I am inserting and removing elements from a list that has been copied from another one I want to preserve unchanged. However, after applying the operations to the former, the later results also changed. How can I avoid that?
This is an example of what is happening:
a = range(11)
b = []
for i in a:
b.append(i+1)
print b
#Out[10]: [1, 2, 3, 4, 5, 6, 7, 8, 9, 10, 11]
c = b
# Here, what I expect is to safely save "b" and work on its copy.
c.insert(-1,10.5)
print c
#Out[13]: [1, 2, 3, 4, 5, 6, 7, 8, 9, 10, 10.5, 11]
c.remove(11)
print c
#Out[15]: [1, 2, 3, 4, 5, 6, 7, 8, 9, 10, 10.5]
# So far everything is right: I inserted and removed what I wanted.
# But then, when I check on my "backed-up b", it has been modified:
print b
#Out[16]: [1, 2, 3, 4, 5, 6, 7, 8, 9, 10, 10.5]

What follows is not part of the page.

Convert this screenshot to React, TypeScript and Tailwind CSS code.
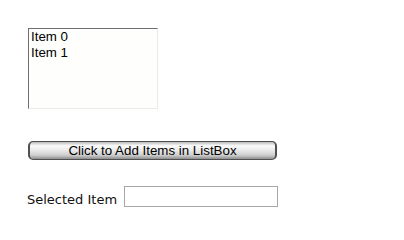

# On the other hand, "a" remains the same; it seems the propagation does not affect
# "loop-parenthood":
print a
# Out[17]: [0, 1, 2, 3, 4, 5, 6, 7, 8, 9, 10]
I do not understand why the operation propagates over the parent list. How can I avoid that? Should I save the list as an arrange, or should I create the list copy by using a loop?